Farmers around the region are rejoicing at the lack of summer drought conditions, while sodden holidaymakers have less than sunny memories of Nelson, but things could be about to change.
Climate predictions for the next three months show that Nelson could be in for a break in the weather, with warmer and drier conditions on the way.
"My observations are that it's probably difficult to see the countryside looking better than it is for this time of year. Fears of a drought are not an issue up to this point," Federated Farmers Nelson branch chairman Gavin O'Donnell said today.
The seasonal outlook from the National Institute of Water and Atmospheric Research's (Niwa) National Climate Centre shows that temperatures across the top of the South Island, including Nelson, Marlborough and Buller, have a 40 per cent chance of being close to average or even warmer for the next three months.
Rainfall totals and river flows are equally likely to be in the near-normal or below normal range, and soil moisture levels are most likely (45 per cent chance) to be in the below normal range.
Meanwhile, drier than normal soils in much of Waikato and western Northland are raising concerns after last summer's widespread destructive drought, but a repeat looks unlikely.
Niwa said soils were wetter than normal in many eastern parts of the South Island, Bay of Plenty and Coromandel Peninsula.
In contrast, on the West Coast, where the soil is wetter than normal for this time of year, lack of sunshine could be causing problems.
Mr O'Donnell said a critical point from now on would be whether autumn feed levels would be able to be carried through.
"February is traditionally a dry month in the top of the south, so it really just depends on how much it dries up, and how that might continue through April and May, if it does at all."
He said farmers were lucky to have been able to make plenty of hay and silage this season.
"It was a mild winter, and we had a strong start to spring, and that's continued right through to now.

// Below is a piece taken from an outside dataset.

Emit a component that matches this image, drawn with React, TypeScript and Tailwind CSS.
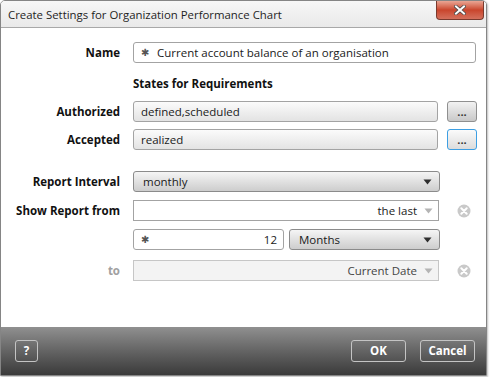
import React from "react";

const font = { fontFamily: '"Open Sans", "Noto Sans", Arial, sans-serif' };

const Caret = ({ light = false }: { light?: boolean }) => (
    <svg width="9" height="6" viewBox="0 0 9 6" className="shrink-0">
        <path d="M0.5 0.5 L8.5 0.5 L4.5 5.5 Z" fill={light ? "#b4b4b4" : "#2e2e2e"} />
    </svg>
);

const ClearIcon = () => (
    <svg width="14" height="14" viewBox="0 0 14 14">
        <circle cx="7" cy="7" r="6.5" fill="#c9c9c9" />
        <path d="M4.3 4.3 L9.7 9.7 M9.7 4.3 L4.3 9.7" stroke="#ffffff" strokeWidth="2" strokeLinecap="round" />
    </svg>
);

const Label = ({ children, muted = false }: { children: React.ReactNode; muted?: boolean }) => (
    <div className={`w-[120px] shrink-0 pr-[1px] text-right text-[11.5px] font-bold ${muted ? "text-[#a0a0a0]" : "text-[#111]"}`}>
        {children}
    </div>
);

const DotsButton = ({ focused = false }: { focused?: boolean }) => (
    <button
        className={`ml-[9px] flex h-[21px] w-[30px] items-end justify-center rounded-[3px] border pb-[4px] text-[11px] font-bold leading-none ${
            focused
                ? "border-[#3d9fe3] bg-gradient-to-b from-[#fbfbfb] to-[#dcdcdc]"
                : "border-[#8f8f8f] bg-gradient-to-b from-[#f2f2f2] to-[#c9c9c9]"
        } text-[#333]`}
    >
        ...
    </button>
);

export default function App() {
    return (
        <div className="h-[377px] w-[490px] bg-white" style={font}>
            <div className="flex h-[376px] w-[487px] flex-col overflow-hidden rounded-t-[5px] border border-[#858585] shadow-[1px_1px_2px_rgba(0,0,0,0.25)]">
                {/* Title bar */}
                <div className="flex h-[26px] shrink-0 items-start justify-between bg-gradient-to-b from-[#f7f7f7] to-[#e9e9e9] pl-[7px]">
                    <div className="pt-[6px] text-[11.4px] leading-[16px] text-[#1e1e1e]">
                        Create Settings for Organization Performance Chart
                    </div>
                    <div className="mr-[2px] flex h-[19px] w-[48px] items-center justify-center rounded-b-[4px] border border-t-0 border-[#7a3a2e] bg-gradient-to-b from-[#e9a594] via-[#c9452c] to-[#d4705c]">
                        <svg width="12" height="10" viewBox="0 0 12 10">
                            <path d="M2 1.5 L10 8.5 M10 1.5 L2 8.5" stroke="#4a4a4a" strokeWidth="3.6" strokeLinecap="square" />
                            <path d="M2 1.5 L10 8.5 M10 1.5 L2 8.5" stroke="#ffffff" strokeWidth="2" strokeLinecap="square" />
                        </svg>
                    </div>
                </div>

                {/* Content */}
                <div className="flex flex-1 flex-col border-t border-[#a8a8a8] bg-white pt-[14px] text-[11.5px]">
                    <div className="flex items-center">
                        <Label>Name</Label>
                        <div className="ml-[12px] flex h-[21px] w-[343px] items-center rounded-[3px] border border-[#a3a3a3] bg-white pl-[7px] text-[#1a1a1a]">
                            <span className="mr-[8px] text-[10px] text-[#555]">✱</span>
                            Current account balance of an organisation
                        </div>
                    </div>

                    <div className="ml-[132px] mt-[12px] font-bold leading-[17px] text-[#111]">
                        States for Requirements
                    </div>

                    <div className="mt-[9px] flex items-center">
                        <Label>Authorized</Label>
                        <div className="ml-[12px] flex h-[21px] w-[305px] items-center rounded-[3px] border border-[#a3a3a3] bg-gradient-to-b from-[#fbfbfb] to-[#e3e3e3] pl-[7px] text-[#1a1a1a]">
                            defined,scheduled
                        </div>
                        <DotsButton />
                    </div>

                    <div className="mt-[7px] flex items-center">
                        <Label>Accepted</Label>
                        <div className="ml-[12px] flex h-[21px] w-[305px] items-center rounded-[3px] border border-[#a3a3a3] bg-gradient-to-b from-[#fbfbfb] to-[#e3e3e3] pl-[7px] text-[#1a1a1a]">
                            realized
                        </div>
                        <DotsButton focused />
                    </div>

                    <div className="mt-[21px] flex items-center">
                        <Label>Report Interval</Label>
                        <div className="ml-[12px] flex h-[21px] w-[307px] items-center justify-between rounded-[3px] border border-[#8b8b8b] bg-gradient-to-b from-[#f5f5f5] to-[#cdcdcd] pl-[9px] pr-[7px] text-[#1a1a1a]">
                            monthly
                            <Caret />
                        </div>
                    </div>

                    <div className="mt-[8px] flex items-center">
                        <Label>Show Report from</Label>
                        <div className="ml-[12px] flex h-[21px] w-[306px] items-center justify-end gap-[7px] border border-[#a3a3a3] bg-white pr-[5px] text-[#1a1a1a]">
                            the last
                            <Caret light />
                        </div>
                        <div className="ml-[18px] flex items-center">
                            <ClearIcon />
                        </div>
                    </div>

                    <div className="mt-[8px] flex items-center">
                        <div className="ml-[132px] flex h-[21px] w-[151px] items-center justify-between rounded-[3px] border border-[#a3a3a3] bg-white pl-[7px] pr-[6px] text-[#1a1a1a]">
                            <span className="text-[10px] text-[#555]">✱</span>
                            12
                        </div>
                        <div className="ml-[5px] flex h-[21px] w-[151px] items-center justify-between rounded-[3px] border border-[#8b8b8b] bg-gradient-to-b from-[#f5f5f5] to-[#cdcdcd] pl-[9px] pr-[7px] text-[#1a1a1a]">
                            Months
                            <Caret />
                        </div>
                    </div>

                    <div className="mt-[10px] flex items-center">
                        <Label muted>to</Label>
                        <div className="ml-[12px] flex h-[21px] w-[306px] items-center justify-end gap-[7px] border border-[#c6c6c6] bg-[#f3f3f3] pr-[5px] text-[#444]">
                            Current Date
                            <Caret light />
                        </div>
                        <div className="ml-[18px] flex items-center">
                            <ClearIcon />
                        </div>
                    </div>
                </div>

                {/* Footer */}
                <div className="flex h-[48px] shrink-0 items-center justify-between bg-gradient-to-b from-[#909090] to-[#3b3b3b] pl-[14px] pr-[11px]">
                    <button className="flex h-[22px] w-[23px] items-center justify-center rounded-[3px] border border-[#c4c4c4] text-[11.5px] font-bold text-white">
                        ?
                    </button>
                    <div className="flex items-center gap-[14px]">
                        <button className="flex h-[22px] w-[55px] items-center justify-center rounded-[3px] border border-[#c4c4c4] text-[11.5px] font-bold text-white">
                            OK
                        </button>
                        <button className="flex h-[22px] w-[55px] items-center justify-center rounded-[3px] border border-[#c4c4c4] text-[11.5px] font-bold text-white">
                            Cancel
                        </button>
                    </div>
                </div>
            </div>
        </div>
    );
}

"Nature has a way of balancing things out within a 12-month period, and there's a little bit of fear in the back of our minds that we've had this really good period, but what does that mean for autumn and winter?" Mr O'Donnell said.
Niwa's December climate summary also shows that Wellington was the driest and sunniest of the six main centres during the month, and had a mean temperature 1.3 degrees Celsius above normal at 16.7C.
Nationwide, the average temperature in December was 16.6C, 1C above the 1971-2000 December average from Niwa's seven-station temperature series, which started in 1909.
The mean maximum air temperature for the month was especially high in Hawke's Bay.
Rainfall was well above normal towards the northeast of the North Island. Kerikeri had its second-wettest December on record with 253 millimetres of rain - 238 per cent of normal.
Rainfall was also more than 150 per cent of the average for December around the Kaikoura coast and southwestern Southland.
Isolated inland areas of the North Island had record or near-record low rainfall totals, with Masterton getting just 11mm during the month. Rainfall was also well down in parts of Taranaki, the Central Plateau and the lower North Island, northern Marlborough, the Mackenzie Country and parts of Central Otago.
Parts of Otago had low sunshine totals, while sunshine hours were well above normal for parts of Auckland and southern Northland, and southeastern areas of the North Island.